> [Challenge]: Leave out the pictures and restate the rest of the data exactly.

> [Recorded data]:

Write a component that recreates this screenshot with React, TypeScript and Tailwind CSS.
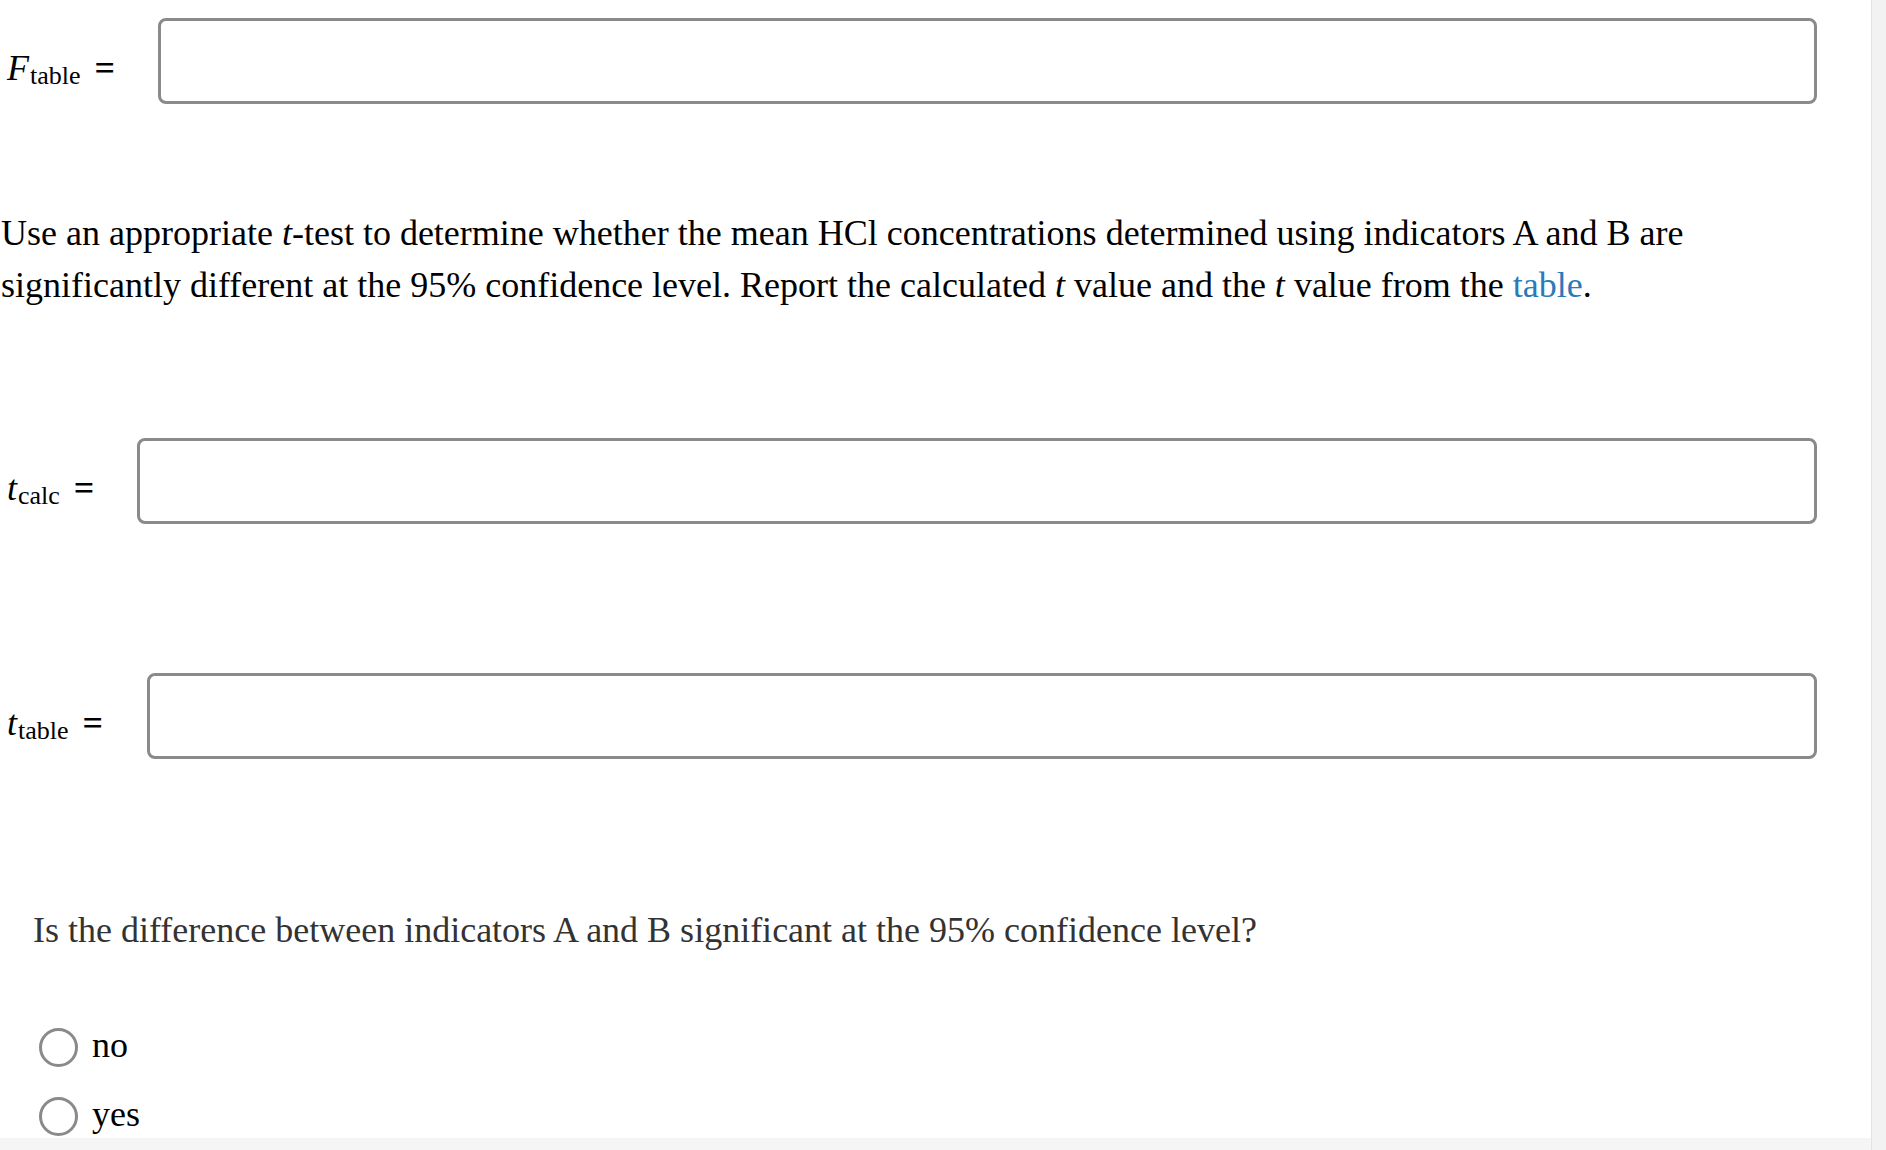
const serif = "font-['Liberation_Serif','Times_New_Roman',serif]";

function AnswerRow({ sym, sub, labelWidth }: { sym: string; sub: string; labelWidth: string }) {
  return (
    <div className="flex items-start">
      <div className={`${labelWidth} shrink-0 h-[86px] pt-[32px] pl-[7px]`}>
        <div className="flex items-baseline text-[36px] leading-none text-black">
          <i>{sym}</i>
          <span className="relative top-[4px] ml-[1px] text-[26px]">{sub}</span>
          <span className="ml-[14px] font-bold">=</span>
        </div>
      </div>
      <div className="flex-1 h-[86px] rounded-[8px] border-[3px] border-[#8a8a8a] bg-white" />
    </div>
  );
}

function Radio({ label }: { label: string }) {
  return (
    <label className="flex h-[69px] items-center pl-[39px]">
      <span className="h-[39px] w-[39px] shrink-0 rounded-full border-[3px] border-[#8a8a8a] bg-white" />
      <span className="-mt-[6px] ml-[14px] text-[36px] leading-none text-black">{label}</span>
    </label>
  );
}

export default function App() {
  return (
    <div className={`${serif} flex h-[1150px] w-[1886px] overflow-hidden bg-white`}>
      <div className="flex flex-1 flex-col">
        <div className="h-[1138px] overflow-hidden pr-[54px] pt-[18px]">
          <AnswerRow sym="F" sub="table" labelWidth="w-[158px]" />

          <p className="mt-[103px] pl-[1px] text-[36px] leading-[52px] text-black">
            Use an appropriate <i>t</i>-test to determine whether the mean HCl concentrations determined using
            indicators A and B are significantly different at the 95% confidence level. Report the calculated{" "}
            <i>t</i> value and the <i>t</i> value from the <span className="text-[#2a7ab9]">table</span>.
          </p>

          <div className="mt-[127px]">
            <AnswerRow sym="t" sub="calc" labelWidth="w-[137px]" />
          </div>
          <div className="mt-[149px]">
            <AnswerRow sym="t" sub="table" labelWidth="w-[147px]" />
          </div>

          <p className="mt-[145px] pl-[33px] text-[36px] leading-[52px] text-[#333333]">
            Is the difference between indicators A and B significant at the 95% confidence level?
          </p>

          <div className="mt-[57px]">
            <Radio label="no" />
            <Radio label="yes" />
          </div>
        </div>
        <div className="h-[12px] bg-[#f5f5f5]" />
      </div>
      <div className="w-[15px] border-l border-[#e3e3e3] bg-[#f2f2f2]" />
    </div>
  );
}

> [Final answer]:
Write a component that recreates this screenshot with React, TypeScript and Tailwind CSS.
const serif = "font-['Liberation_Serif','Times_New_Roman',serif]";

function AnswerRow({ sym, sub, labelWidth }: { sym: string; sub: string; labelWidth: string }) {
  return (
    <div className="flex items-start">
      <div className={`${labelWidth} shrink-0 h-[86px] pt-[32px] pl-[7px]`}>
        <div className="flex items-baseline text-[36px] leading-none text-black">
          <i>{sym}</i>
          <span className="relative top-[4px] ml-[1px] text-[26px]">{sub}</span>
          <span className="ml-[14px] font-bold">=</span>
        </div>
      </div>
      <div className="flex-1 h-[86px] rounded-[8px] border-[3px] border-[#8a8a8a] bg-white" />
    </div>
  );
}

function Radio({ label }: { label: string }) {
  return (
    <label className="flex h-[69px] items-center pl-[39px]">
      <span className="h-[39px] w-[39px] shrink-0 rounded-full border-[3px] border-[#8a8a8a] bg-white" />
      <span className="-mt-[6px] ml-[14px] text-[36px] leading-none text-black">{label}</span>
    </label>
  );
}

export default function App() {
  return (
    <div className={`${serif} flex h-[1150px] w-[1886px] overflow-hidden bg-white`}>
      <div className="flex flex-1 flex-col">
        <div className="h-[1138px] overflow-hidden pr-[54px] pt-[18px]">
          <AnswerRow sym="F" sub="table" labelWidth="w-[158px]" />

          <p className="mt-[103px] pl-[1px] text-[36px] leading-[52px] text-black">
            Use an appropriate <i>t</i>-test to determine whether the mean HCl concentrations determined using
            indicators A and B are significantly different at the 95% confidence level. Report the calculated{" "}
            <i>t</i> value and the <i>t</i> value from the <span className="text-[#2a7ab9]">table</span>.
          </p>

          <div className="mt-[127px]">
            <AnswerRow sym="t" sub="calc" labelWidth="w-[137px]" />
          </div>
          <div className="mt-[149px]">
            <AnswerRow sym="t" sub="table" labelWidth="w-[147px]" />
          </div>

          <p className="mt-[145px] pl-[33px] text-[36px] leading-[52px] text-[#333333]">
            Is the difference between indicators A and B significant at the 95% confidence level?
          </p>

          <div className="mt-[57px]">
            <Radio label="no" />
            <Radio label="yes" />
          </div>
        </div>
        <div className="h-[12px] bg-[#f5f5f5]" />
      </div>
      <div className="w-[15px] border-l border-[#e3e3e3] bg-[#f2f2f2]" />
    </div>
  );
}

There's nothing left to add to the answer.